Invention Title:

FOUNDATION GENERATIVE ARTIFICIAL INTELLIGENCE (AI) MODEL WITH TRANSFORMER ARCHITECTURE FOR ENVIRONMENTAL, SOCIAL, AND GOVERNANCE (ESG) IMPACT

Publication number:

US20250299059

Publication date:
Section:

Physics

Class:

G06N3/092

Inventors:

Assignee:

Applicant:

Smart overview of the Invention

An innovative AI foundation model is introduced, specifically designed for the environmental, social, and governance (ESG) domain. Utilizing a Transformer-based architecture with approximately 30 billion parameters, it supports extensive context windows of up to 128,000 tokens. This capability is crucial for analyzing comprehensive ESG documents like sustainability reports and policies. The model integrates both textual and visual data through gated cross-attention and a Mixture-of-Experts (MoE) architecture, enhancing its ability to understand multimodal contexts effectively.

Challenges Addressed

Traditional AI models face limitations when applied to ESG tasks due to their general-purpose training and limited context windows. These models often fail to accurately process lengthy ESG-specific documents or integrate visual data with textual analysis. Moreover, typical adaptation techniques only partially adjust model parameters, leading to incomplete domain adaptation. The new model addresses these issues by offering a specialized approach that fully fine-tunes its parameters for the ESG domain, ensuring comprehensive understanding and analysis.

Multimodal Capabilities

ESG analysis often requires the integration of both text and visual data. For instance, environmental assessments may involve satellite imagery while corporate reports include charts. Traditional models lack the ability to process such multimodal data cohesively. The new model combines a vision encoder with a language model, enabling holistic analysis of ESG issues by correlating textual descriptions with visual evidence, thus providing a more complete understanding of complex ESG topics.
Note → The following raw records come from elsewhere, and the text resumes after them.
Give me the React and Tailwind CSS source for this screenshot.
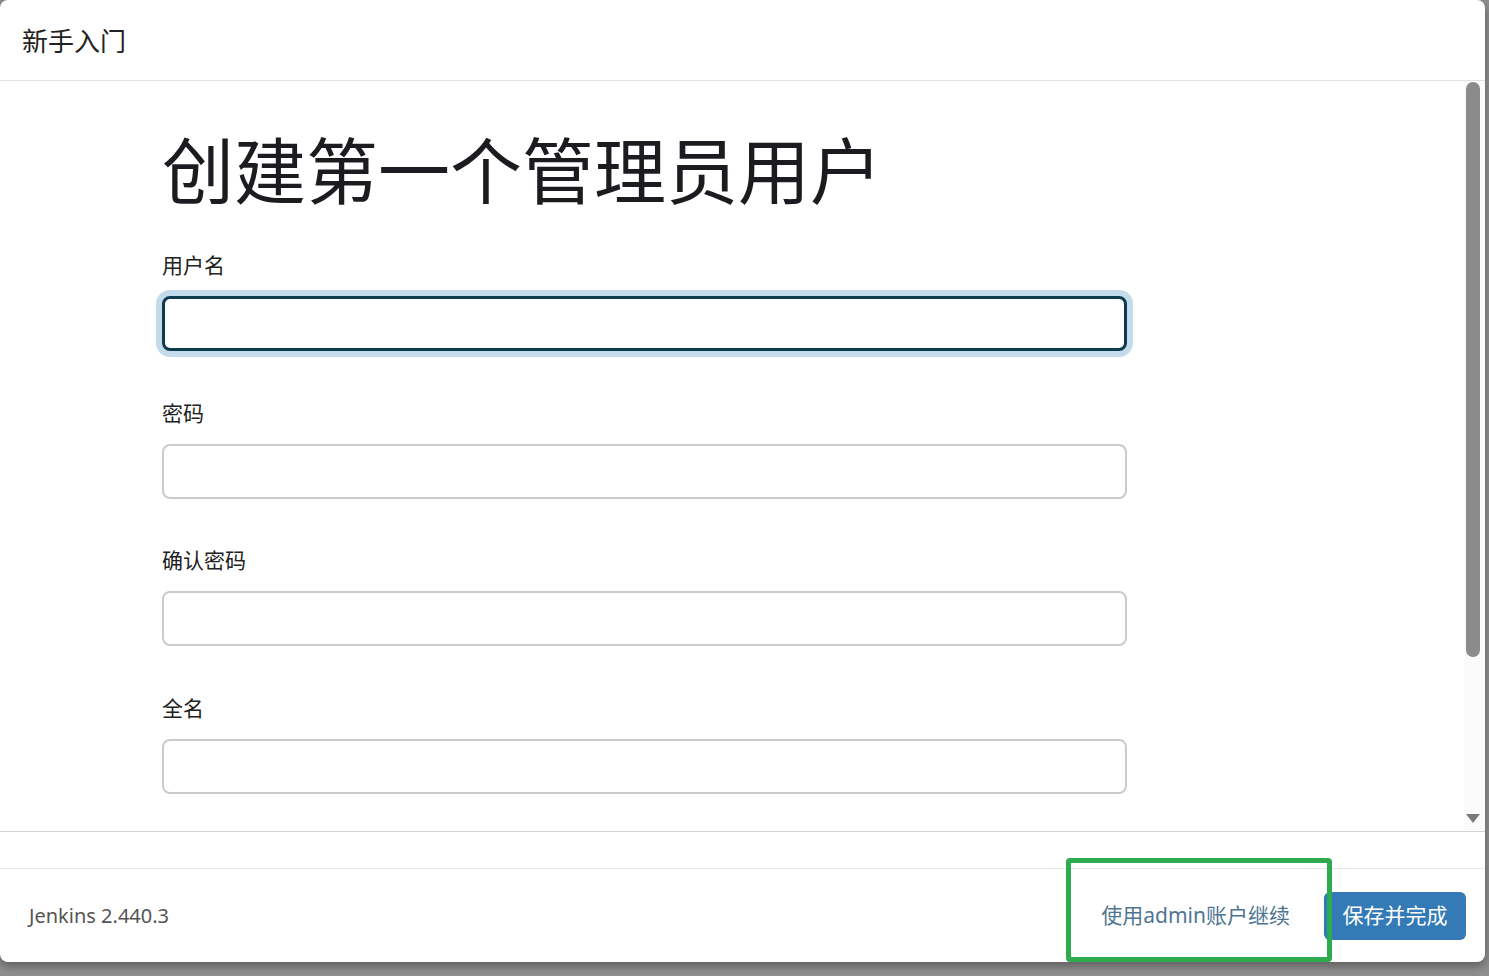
const font = { fontFamily: '"Noto Sans", "Noto Sans CJK SC", sans-serif' };

const Field = ({ label, focused }) => (
  <div className="flex flex-col">
    <label className="h-[28px] text-[21px] leading-[28px] text-[#222]">{label}</label>
    <input
      className={
        focused
          ? 'mt-[17px] h-[55px] w-[965px] rounded-lg border-[3px] border-[#0f3b4e] bg-white shadow-[0_0_0_6px_#c3dbea] outline-none'
          : 'mt-[17px] h-[55px] w-[965px] rounded-lg border-2 border-[#c9cbcc] bg-white outline-none'
      }
    />
  </div>
);

export default function App() {
  return (
    <div className="h-[976px] w-[1489px] overflow-hidden bg-[#8e8e8e]" style={font}>
      <div className="relative flex h-[962px] w-[1485px] flex-col rounded-lg bg-white shadow-[0_4px_10px_rgba(0,0,0,0.35)]">
        <div className="flex h-[81px] shrink-0 items-center border-b border-[#e3e3e3] px-[22px] pt-[3px] text-[26px] text-[#222]">
          新手入门
        </div>

        <div className="flex h-[751px] shrink-0 border-b border-[#d2d2d2]">
          <div className="flex-1 overflow-hidden pl-[162px] pt-[49px]">
            <h1 className="h-[80px] text-[72px] leading-[80px] text-[#1b1b20]">创建第一个管理员用户</h1>
            <div className="mt-[41px] flex flex-col gap-[47.5px]">
              <Field label="用户名" focused />
              <Field label="密码" />
              <Field label="确认密码" />
              <Field label="全名" />
            </div>
          </div>
          <div className="flex w-[21px] flex-col items-center bg-[#fbfbfb] pt-px pb-[8px] pr-[4px]">
            <div className="h-[575px] w-[14px] rounded-full bg-[#8b8b8b]" />
            <div className="flex-1" />
            <svg width="14" height="9" viewBox="0 0 14 9">
              <path d="M0 0 H14 L7 9 Z" fill="#7a7a7a" />
            </svg>
          </div>
        </div>

        <div className="h-[37px] shrink-0 border-b border-[#e6e6e6]" />

        <div className="flex flex-1 items-center justify-between pl-[29px] pr-[19px]">
          <span className="text-[20px] text-[#555]">Jenkins 2.440.3</span>
          <div className="flex items-center gap-[34px]">
            <span className="text-[21px] text-[#4f7592]">使用admin账户继续</span>
            <button className="h-[48px] w-[142px] rounded-md bg-[#337ab7] text-[21px] text-white">保存并完成</button>
          </div>
        </div>

        <div className="pointer-events-none absolute left-[1066px] top-[858px] z-10 h-[104px] w-[266px] rounded-sm border-[5px] border-[#2eaa4f]" />
      </div>
    </div>
  );
}
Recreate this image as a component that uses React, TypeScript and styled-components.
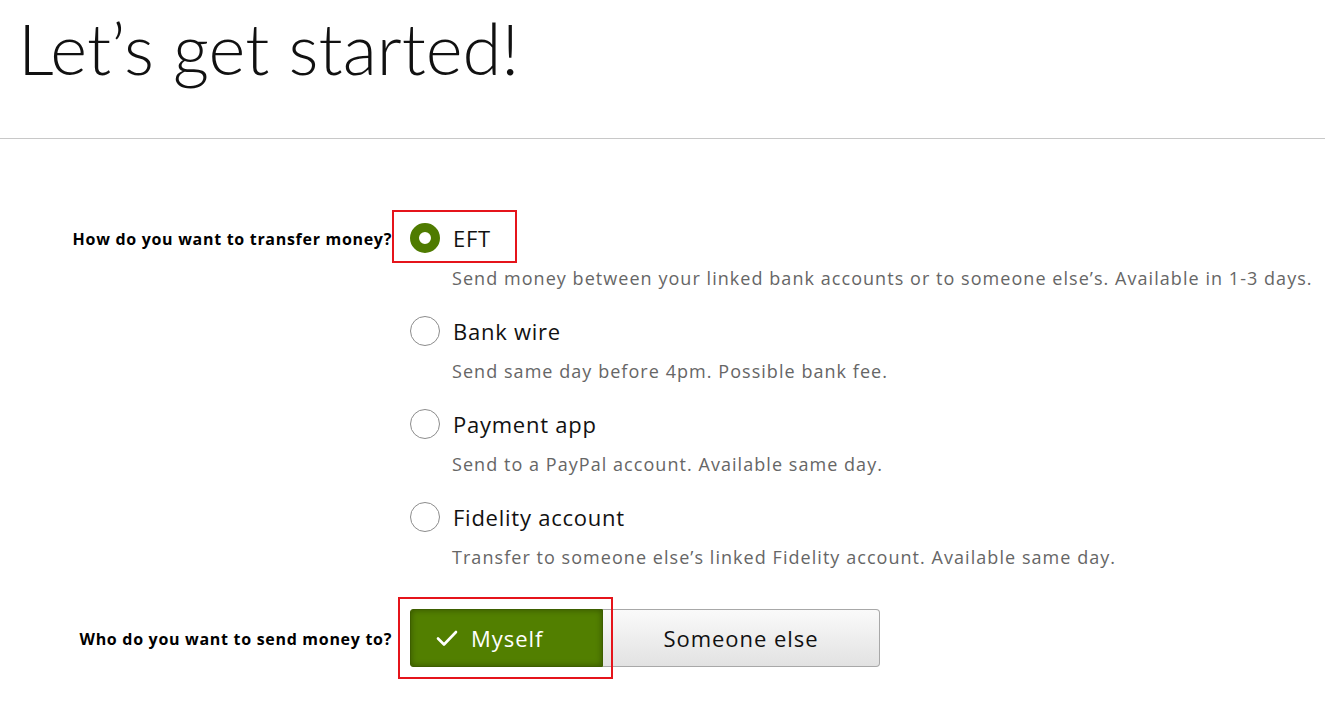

Advanced Reinforcement Learning

The model employs Group Relative Policy Optimization (GRPO), an advanced reinforcement learning strategy that refines outputs based on group-relative advantages from multiple candidate generations. This approach enhances the model's reasoning capabilities and output quality in ESG contexts by rewarding not just correctness but also comprehensiveness and articulation of responses. This method significantly improves upon standard reinforcement learning techniques by considering multiple outputs simultaneously.

Comprehensive Training and Safety

The model is trained on a vast corpus of approximately 20 trillion tokens from diverse sources, ensuring broad coverage of both general language and ESG-specific knowledge. It uses a detailed 47-class ESG classification framework during data preprocessing and training to maintain domain specificity. The training process includes full fine-tuning across all parameters and incorporates safety controls to mitigate bias or inappropriate content. This comprehensive approach ensures the model's outputs are accurate, coherent, and aligned with ESG values.